Friday, November 23, 2012

Contrasts

Second to the Edinburgh Castle, the Scott Monument dominates the centre of Edinburgh. In the two weeks leading up to Remembrance Day on Sunday 11th November, I noticed that the garden around the monument, was gradually populated with little crosses, each bearing a poppy. Each cross was reverently placed into the soft turf by volunteers, and every now and again there were signs denoting a particular area in memory of the fallen for a region, a battalion or other special group. Visitors wandered around the paths, obviously moved by the display.

For at least a week the air was filled with the sounds of mournful bagpipes as volunteer pipers busked for donations towards the poppy appeal (www.poppyscotland.org.uk). Bus shelters showed pictures of injured soldiers, kilts became commonplace, and even the homeless begging on the streets changed their cardboard signs to indicate they were returned soldiers.

The day culminated in marches, the obligatory minute's silence, and even more proudly-worn kilts and knobbly knees. I was impressed just how the spirit of sacrifice was observed, how seriously it was taken, how reverently people remembered the fallen. I confess I was out on the water at 11am that day, and too busy trying to get the jib trimmed just right...

Imagine my surprise the day after when I alighted the 26 Clerton-bound bus outside the Scott Monument to see cardboard boxes strewn around the grass, with those tenderly placed crosses being unceremoniously rooted out of the ground and dumped into the boxes. I paused in astonishment to confirm that there was definitely no reverence, tenderness or respect. They had done their job and it was time to dispose of them. I was, to say the least, surprised.

The following day, the bus I was on followed into town what appeared to be a fairground truck carrying a carousel. As the bus ground to a halt outside the Scott Monument I realised that the carousel truck was turning into the monument gardens ahead of us. When I looked further I noticed that not only was the carousel truck in the gardens, but that all the garden benches had been collected into a pile, and there were collections of panels, portable toilets, and more machinery all over the gardens.

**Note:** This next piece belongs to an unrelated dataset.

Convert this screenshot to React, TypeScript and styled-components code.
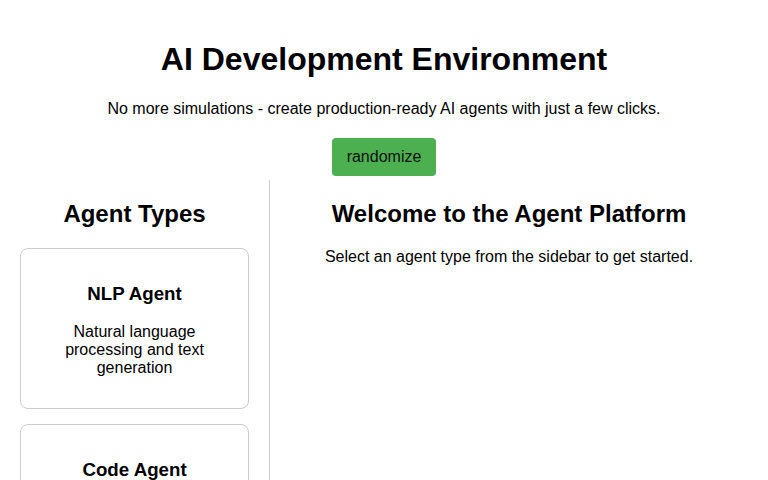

As the next few days progressed a massive Ferris Wheel took shape alongside the monument, as well as various other fairground attractions.


I was quite literally gob-smacked. All the reverence and care leading up to Remembrance Day was wiped out within a few hours and replaced with - frivolity? 

It has taken me a while to get my head around it. At one level it seemed something akin to sacrilege to treat the gardens in such diametrically opposed ways. I have come to resolve it as a powerful demonstration of what has been made possible through the soldiers' sacrifice: peace in this country, and the freedom and safety to enjoy oneself. I'm not sure what you make of this tale. Perhaps others will have perspectives that help me understand it further.